» **Aim of the task**: Write out the material again exactly, please, and omit the pictures.

» **Dataset entries**:
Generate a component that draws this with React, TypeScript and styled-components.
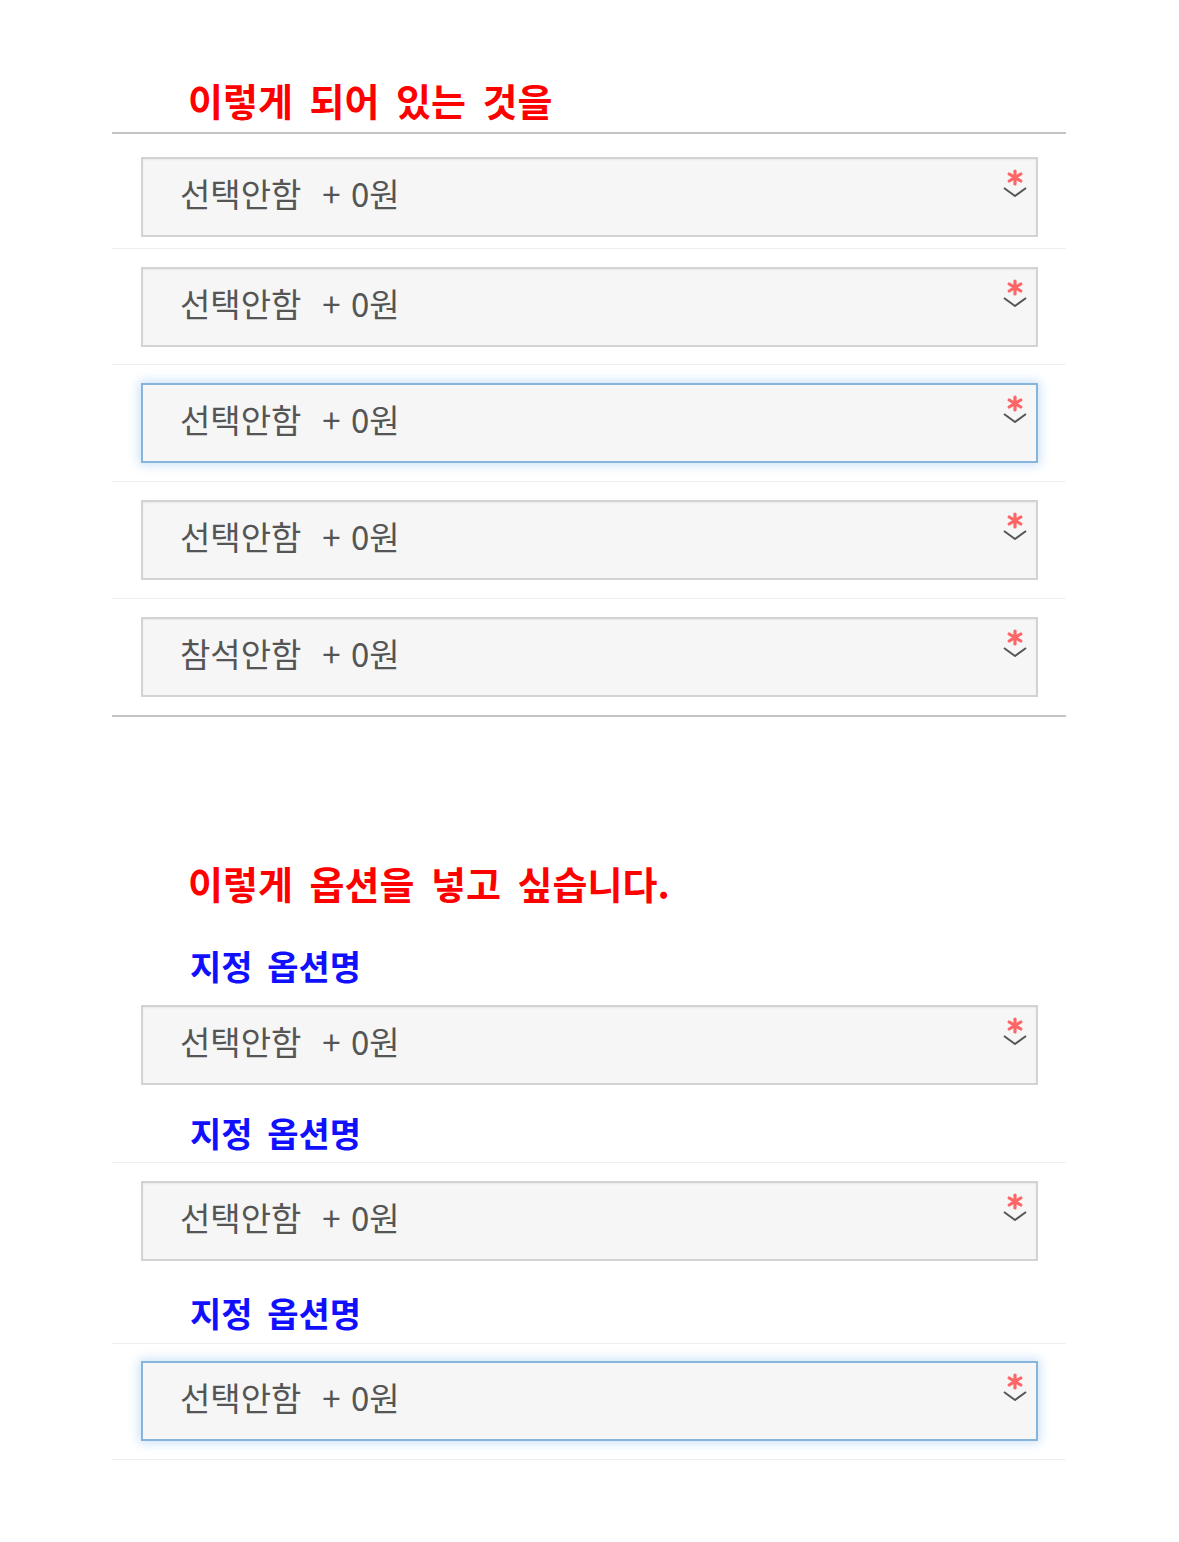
import React from "react";
import styled, { createGlobalStyle, css } from "styled-components";

const Global = createGlobalStyle`
  html, body { margin: 0; padding: 0; background: #ffffff; }
  body { font-family: "Noto Sans CJK KR", "Noto Sans", sans-serif; }
`;

const Page = styled.div`
  width: 954px;
  margin-left: 112px;
  padding-top: 74px;
  padding-bottom: 80px;
`;

const Title = styled.h2<{ $top?: number }>`
  margin: ${(p) => p.$top ?? 0}px 0 0 0;
  padding-left: 76px;
  font-size: 38px;
  line-height: 52px;
  font-weight: 700;
  color: #ff0000;
  letter-spacing: 0;
  word-spacing: 8px;
`;

const Rule = styled.div<{ $tone?: "dark" | "light" }>`
  height: ${(p) => (p.$tone === "light" ? 1 : 2)}px;
  background: ${(p) => (p.$tone === "light" ? "#efefef" : "#c4c4c4")};
`;

const Row = styled.div<{ $pt?: number; $pb?: number; $line?: "top" | "bottom" | "none" }>`
  padding: ${(p) => p.$pt ?? 18}px 28px ${(p) => p.$pb ?? 18}px 29px;
  ${(p) =>
    p.$line === "bottom" &&
    css`
      border-bottom: 1px solid #efefef;
    `}
  ${(p) =>
    p.$line === "top" &&
    css`
      border-top: 1px solid #efefef;
    `}
`;

const SelectBox = styled.div<{ $focus?: boolean }>`
  height: 80px;
  box-sizing: border-box;
  display: flex;
  align-items: center;
  justify-content: space-between;
  padding: 0 8px 0 37px;
  background: #f6f6f6;
  border: 2px solid ${(p) => (p.$focus ? "#86b4dc" : "#d3d3d3")};
  box-shadow: ${(p) =>
    p.$focus
      ? "0 0 10px 2px rgba(140, 190, 235, 0.45)"
      : "inset 0 1px 2px rgba(0,0,0,0.06)"};
`;

const ValueText = styled.span`
  font-size: 33px;
  color: #555555;
  white-space: pre;
  letter-spacing: 0;
  word-spacing: 3px;
  margin-top: -8px;
`;

const Indicator = styled.div`
  align-self: flex-start;
  margin-top: 10px;
  display: flex;
  flex-direction: column;
  align-items: center;
  gap: 0;
`;

const Label = styled.div<{ $top?: number }>`
  margin-top: ${(p) => p.$top ?? 0}px;
  padding-left: 78px;
  font-size: 34px;
  line-height: 40px;
  font-weight: 700;
  color: #1010ff;
  letter-spacing: 0;
  word-spacing: 7px;
`;

const Spacer = styled.div<{ $h: number }>`
  height: ${(p) => p.$h}px;
`;

function Asterisk() {
  return (
    <svg width="18" height="17" viewBox="0 0 18 17">
      <g stroke="#ff4d4d" strokeWidth="3.2" strokeLinecap="round" opacity="0.85">
        <line x1="9" y1="2" x2="9" y2="15" />
        <line x1="3.2" y1="5" x2="14.8" y2="12" />
        <line x1="3.2" y1="12" x2="14.8" y2="5" />
      </g>
    </svg>
  );
}

function Chevron() {
  return (
    <svg width="26" height="12" viewBox="0 0 26 12">
      <polyline
        points="2,2 13,10 24,2"
        fill="none"
        stroke="#555555"
        strokeWidth="2"
        strokeLinejoin="round"
      />
    </svg>
  );
}

function Select({ text, focus }: { text: string; focus?: boolean }) {
  return (
    <SelectBox $focus={focus}>
      <ValueText>{text}</ValueText>
      <Indicator>
        <Asterisk />
        <Chevron />
      </Indicator>
    </SelectBox>
  );
}

const first = [
  { text: "선택안함  + 0원", pt: 23, pb: 11 },
  { text: "선택안함  + 0원", pt: 18, pb: 17 },
  { text: "선택안함  + 0원", pt: 18, pb: 18, focus: true },
  { text: "선택안함  + 0원", pt: 18, pb: 18 },
  { text: "참석안함  + 0원", pt: 18, pb: 18 },
];

export default function App() {
  return (
    <>
      <Global />
      <Page>
        <Title>이렇게 되어 있는 것을</Title>
        <Spacer $h={6} />
        <Rule />
        {first.map((r, i) => (
          <Row
            key={i}
            $pt={r.pt}
            $pb={r.pb}
            $line={i < first.length - 1 ? "bottom" : "none"}
          >
            <Select text={r.text} focus={r.focus} />
          </Row>
        ))}
        <Rule />

        <Title $top={140}>이렇게 옵션을 넣고 싶습니다.</Title>
        <Label $top={37}>지정 옵션명</Label>
        <Row $pt={19} $pb={0} $line="none">
          <Select text="선택안함  + 0원" />
        </Row>
        <Label $top={28}>지정 옵션명</Label>
        <Spacer $h={9} />
        <Row $pt={18} $pb={0} $line="top">
          <Select text="선택안함  + 0원" />
        </Row>
        <Label $top={32}>지정 옵션명</Label>
        <Spacer $h={10} />
        <Row $pt={17} $pb={18} $line="top">
          <Select text="선택안함  + 0원" focus />
        </Row>
        <Rule $tone="light" />
      </Page>
    </>
  );
}
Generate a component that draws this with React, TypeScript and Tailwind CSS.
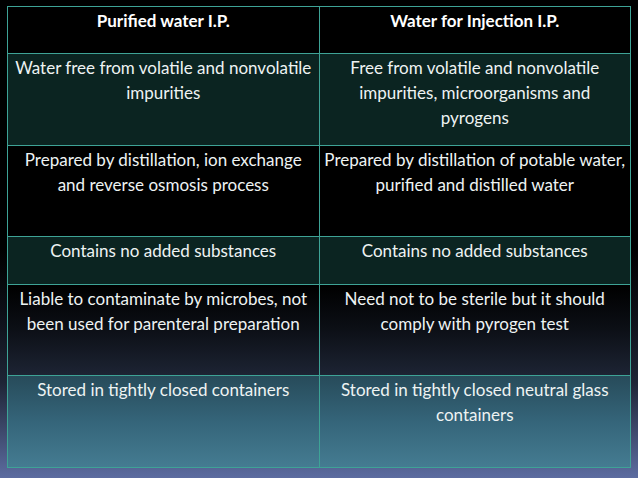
const rows: { left: string[]; right: string[]; h: string; bg: string }[] = [
  {
    left: ["Water free from volatile and nonvolatile", "impurities"],
    right: ["Free from volatile and nonvolatile", "impurities, microorganisms and", "pyrogens"],
    h: "h-[92px]",
    bg: "bg-[#0b2421]",
  },
  {
    left: ["Prepared by distillation, ion exchange", "and reverse osmosis process"],
    right: ["Prepared by distillation of potable water,", "purified and distilled water"],
    h: "h-[91px]",
    bg: "bg-black",
  },
  {
    left: ["Contains no added substances"],
    right: ["Contains no added substances"],
    h: "h-[48px]",
    bg: "bg-[#0b2421]",
  },
  {
    left: ["Liable to contaminate by microbes, not", "been used for parenteral preparation"],
    right: ["Need not to be sterile but it should", "comply with pyrogen test"],
    h: "h-[91px]",
    bg: "bg-[linear-gradient(to_bottom,#000000,#0b0e14_45%,#1d2434)]",
  },
  {
    left: ["Stored in tightly closed containers"],
    right: ["Stored in tightly closed neutral glass", "containers"],
    h: "h-[92px]",
    bg: "bg-[linear-gradient(to_bottom,#274b5a,#35657a_50%,#457c92)]",
  },
];

function Cell({ lines, bold }: { lines: string[]; bold?: boolean }) {
  return (
    <div
      className={`flex flex-col items-center border-r border-b border-[#3ea396] pt-px text-[17px] leading-[25px] ${
        bold ? "font-bold text-white" : "text-[#eef3f3]"
      }`}
    >
      {lines.map((l) => (
        <span key={l} className="whitespace-nowrap">
          {l}
        </span>
      ))}
    </div>
  );
}

export default function App() {
  return (
    <div
      className="h-[478px] w-full overflow-hidden bg-[linear-gradient(to_bottom,#000000_0%,#000000_52%,#0d1018_66%,#1e2536_80%,#5c6ca0_100%)] pt-[6px] pl-[7px]"
      style={{ fontFamily: "Lato, 'Open Sans', sans-serif" }}
    >
      <div className="w-[624px] border-t border-l border-[#3ea396]">
        <div className="grid h-[47px] grid-cols-2 bg-black">
          <Cell lines={["Purified water I.P."]} bold />
          <Cell lines={["Water for Injection I.P."]} bold />
        </div>
        {rows.map((r) => (
          <div key={r.left[0]} className={`grid grid-cols-2 ${r.h} ${r.bg}`}>
            <Cell lines={r.left} />
            <Cell lines={r.right} />
          </div>
        ))}
      </div>
    </div>
  );
}
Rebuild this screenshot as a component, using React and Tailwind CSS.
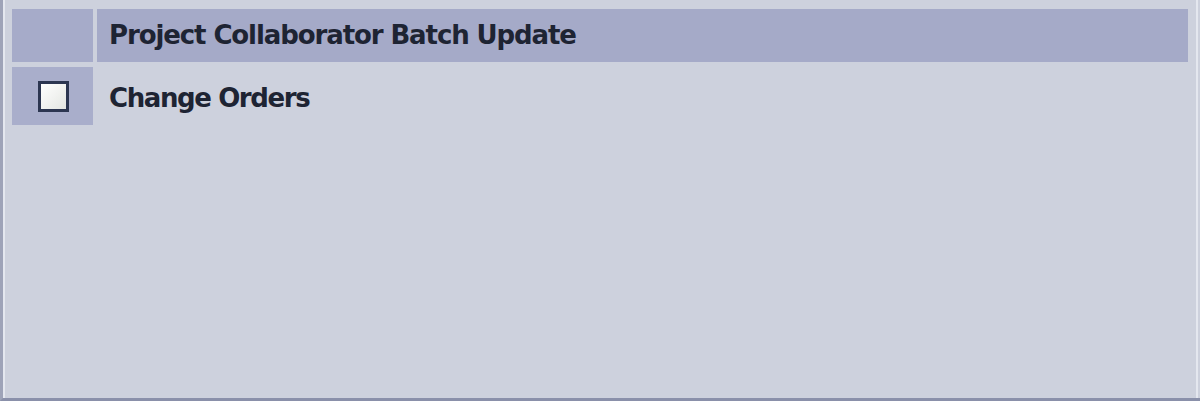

» **Full answer**:
Generate a component that draws this with React, TypeScript and styled-components.
import React from "react";
import styled, { createGlobalStyle, css } from "styled-components";

const Global = createGlobalStyle`
  html, body { margin: 0; padding: 0; background: #ffffff; }
  body { font-family: "Noto Sans CJK KR", "Noto Sans", sans-serif; }
`;

const Page = styled.div`
  width: 954px;
  margin-left: 112px;
  padding-top: 74px;
  padding-bottom: 80px;
`;

const Title = styled.h2<{ $top?: number }>`
  margin: ${(p) => p.$top ?? 0}px 0 0 0;
  padding-left: 76px;
  font-size: 38px;
  line-height: 52px;
  font-weight: 700;
  color: #ff0000;
  letter-spacing: 0;
  word-spacing: 8px;
`;

const Rule = styled.div<{ $tone?: "dark" | "light" }>`
  height: ${(p) => (p.$tone === "light" ? 1 : 2)}px;
  background: ${(p) => (p.$tone === "light" ? "#efefef" : "#c4c4c4")};
`;

const Row = styled.div<{ $pt?: number; $pb?: number; $line?: "top" | "bottom" | "none" }>`
  padding: ${(p) => p.$pt ?? 18}px 28px ${(p) => p.$pb ?? 18}px 29px;
  ${(p) =>
    p.$line === "bottom" &&
    css`
      border-bottom: 1px solid #efefef;
    `}
  ${(p) =>
    p.$line === "top" &&
    css`
      border-top: 1px solid #efefef;
    `}
`;

const SelectBox = styled.div<{ $focus?: boolean }>`
  height: 80px;
  box-sizing: border-box;
  display: flex;
  align-items: center;
  justify-content: space-between;
  padding: 0 8px 0 37px;
  background: #f6f6f6;
  border: 2px solid ${(p) => (p.$focus ? "#86b4dc" : "#d3d3d3")};
  box-shadow: ${(p) =>
    p.$focus
      ? "0 0 10px 2px rgba(140, 190, 235, 0.45)"
      : "inset 0 1px 2px rgba(0,0,0,0.06)"};
`;

const ValueText = styled.span`
  font-size: 33px;
  color: #555555;
  white-space: pre;
  letter-spacing: 0;
  word-spacing: 3px;
  margin-top: -8px;
`;

const Indicator = styled.div`
  align-self: flex-start;
  margin-top: 10px;
  display: flex;
  flex-direction: column;
  align-items: center;
  gap: 0;
`;

const Label = styled.div<{ $top?: number }>`
  margin-top: ${(p) => p.$top ?? 0}px;
  padding-left: 78px;
  font-size: 34px;
  line-height: 40px;
  font-weight: 700;
  color: #1010ff;
  letter-spacing: 0;
  word-spacing: 7px;
`;

const Spacer = styled.div<{ $h: number }>`
  height: ${(p) => p.$h}px;
`;

function Asterisk() {
  return (
    <svg width="18" height="17" viewBox="0 0 18 17">
      <g stroke="#ff4d4d" strokeWidth="3.2" strokeLinecap="round" opacity="0.85">
        <line x1="9" y1="2" x2="9" y2="15" />
        <line x1="3.2" y1="5" x2="14.8" y2="12" />
        <line x1="3.2" y1="12" x2="14.8" y2="5" />
      </g>
    </svg>
  );
}

function Chevron() {
  return (
    <svg width="26" height="12" viewBox="0 0 26 12">
      <polyline
        points="2,2 13,10 24,2"
        fill="none"
        stroke="#555555"
        strokeWidth="2"
        strokeLinejoin="round"
      />
    </svg>
  );
}

function Select({ text, focus }: { text: string; focus?: boolean }) {
  return (
    <SelectBox $focus={focus}>
      <ValueText>{text}</ValueText>
      <Indicator>
        <Asterisk />
        <Chevron />
      </Indicator>
    </SelectBox>
  );
}

const first = [
  { text: "선택안함  + 0원", pt: 23, pb: 11 },
  { text: "선택안함  + 0원", pt: 18, pb: 17 },
  { text: "선택안함  + 0원", pt: 18, pb: 18, focus: true },
  { text: "선택안함  + 0원", pt: 18, pb: 18 },
  { text: "참석안함  + 0원", pt: 18, pb: 18 },
];

export default function App() {
  return (
    <>
      <Global />
      <Page>
        <Title>이렇게 되어 있는 것을</Title>
        <Spacer $h={6} />
        <Rule />
        {first.map((r, i) => (
          <Row
            key={i}
            $pt={r.pt}
            $pb={r.pb}
            $line={i < first.length - 1 ? "bottom" : "none"}
          >
            <Select text={r.text} focus={r.focus} />
          </Row>
        ))}
        <Rule />

        <Title $top={140}>이렇게 옵션을 넣고 싶습니다.</Title>
        <Label $top={37}>지정 옵션명</Label>
        <Row $pt={19} $pb={0} $line="none">
          <Select text="선택안함  + 0원" />
        </Row>
        <Label $top={28}>지정 옵션명</Label>
        <Spacer $h={9} />
        <Row $pt={18} $pb={0} $line="top">
          <Select text="선택안함  + 0원" />
        </Row>
        <Label $top={32}>지정 옵션명</Label>
        <Spacer $h={10} />
        <Row $pt={17} $pb={18} $line="top">
          <Select text="선택안함  + 0원" focus />
        </Row>
        <Rule $tone="light" />
      </Page>
    </>
  );
}
Generate a component that draws this with React, TypeScript and Tailwind CSS.
const rows: { left: string[]; right: string[]; h: string; bg: string }[] = [
  {
    left: ["Water free from volatile and nonvolatile", "impurities"],
    right: ["Free from volatile and nonvolatile", "impurities, microorganisms and", "pyrogens"],
    h: "h-[92px]",
    bg: "bg-[#0b2421]",
  },
  {
    left: ["Prepared by distillation, ion exchange", "and reverse osmosis process"],
    right: ["Prepared by distillation of potable water,", "purified and distilled water"],
    h: "h-[91px]",
    bg: "bg-black",
  },
  {
    left: ["Contains no added substances"],
    right: ["Contains no added substances"],
    h: "h-[48px]",
    bg: "bg-[#0b2421]",
  },
  {
    left: ["Liable to contaminate by microbes, not", "been used for parenteral preparation"],
    right: ["Need not to be sterile but it should", "comply with pyrogen test"],
    h: "h-[91px]",
    bg: "bg-[linear-gradient(to_bottom,#000000,#0b0e14_45%,#1d2434)]",
  },
  {
    left: ["Stored in tightly closed containers"],
    right: ["Stored in tightly closed neutral glass", "containers"],
    h: "h-[92px]",
    bg: "bg-[linear-gradient(to_bottom,#274b5a,#35657a_50%,#457c92)]",
  },
];

function Cell({ lines, bold }: { lines: string[]; bold?: boolean }) {
  return (
    <div
      className={`flex flex-col items-center border-r border-b border-[#3ea396] pt-px text-[17px] leading-[25px] ${
        bold ? "font-bold text-white" : "text-[#eef3f3]"
      }`}
    >
      {lines.map((l) => (
        <span key={l} className="whitespace-nowrap">
          {l}
        </span>
      ))}
    </div>
  );
}

export default function App() {
  return (
    <div
      className="h-[478px] w-full overflow-hidden bg-[linear-gradient(to_bottom,#000000_0%,#000000_52%,#0d1018_66%,#1e2536_80%,#5c6ca0_100%)] pt-[6px] pl-[7px]"
      style={{ fontFamily: "Lato, 'Open Sans', sans-serif" }}
    >
      <div className="w-[624px] border-t border-l border-[#3ea396]">
        <div className="grid h-[47px] grid-cols-2 bg-black">
          <Cell lines={["Purified water I.P."]} bold />
          <Cell lines={["Water for Injection I.P."]} bold />
        </div>
        {rows.map((r) => (
          <div key={r.left[0]} className={`grid grid-cols-2 ${r.h} ${r.bg}`}>
            <Cell lines={r.left} />
            <Cell lines={r.right} />
          </div>
        ))}
      </div>
    </div>
  );
}
Rebuild this screenshot as a component, using React and Tailwind CSS.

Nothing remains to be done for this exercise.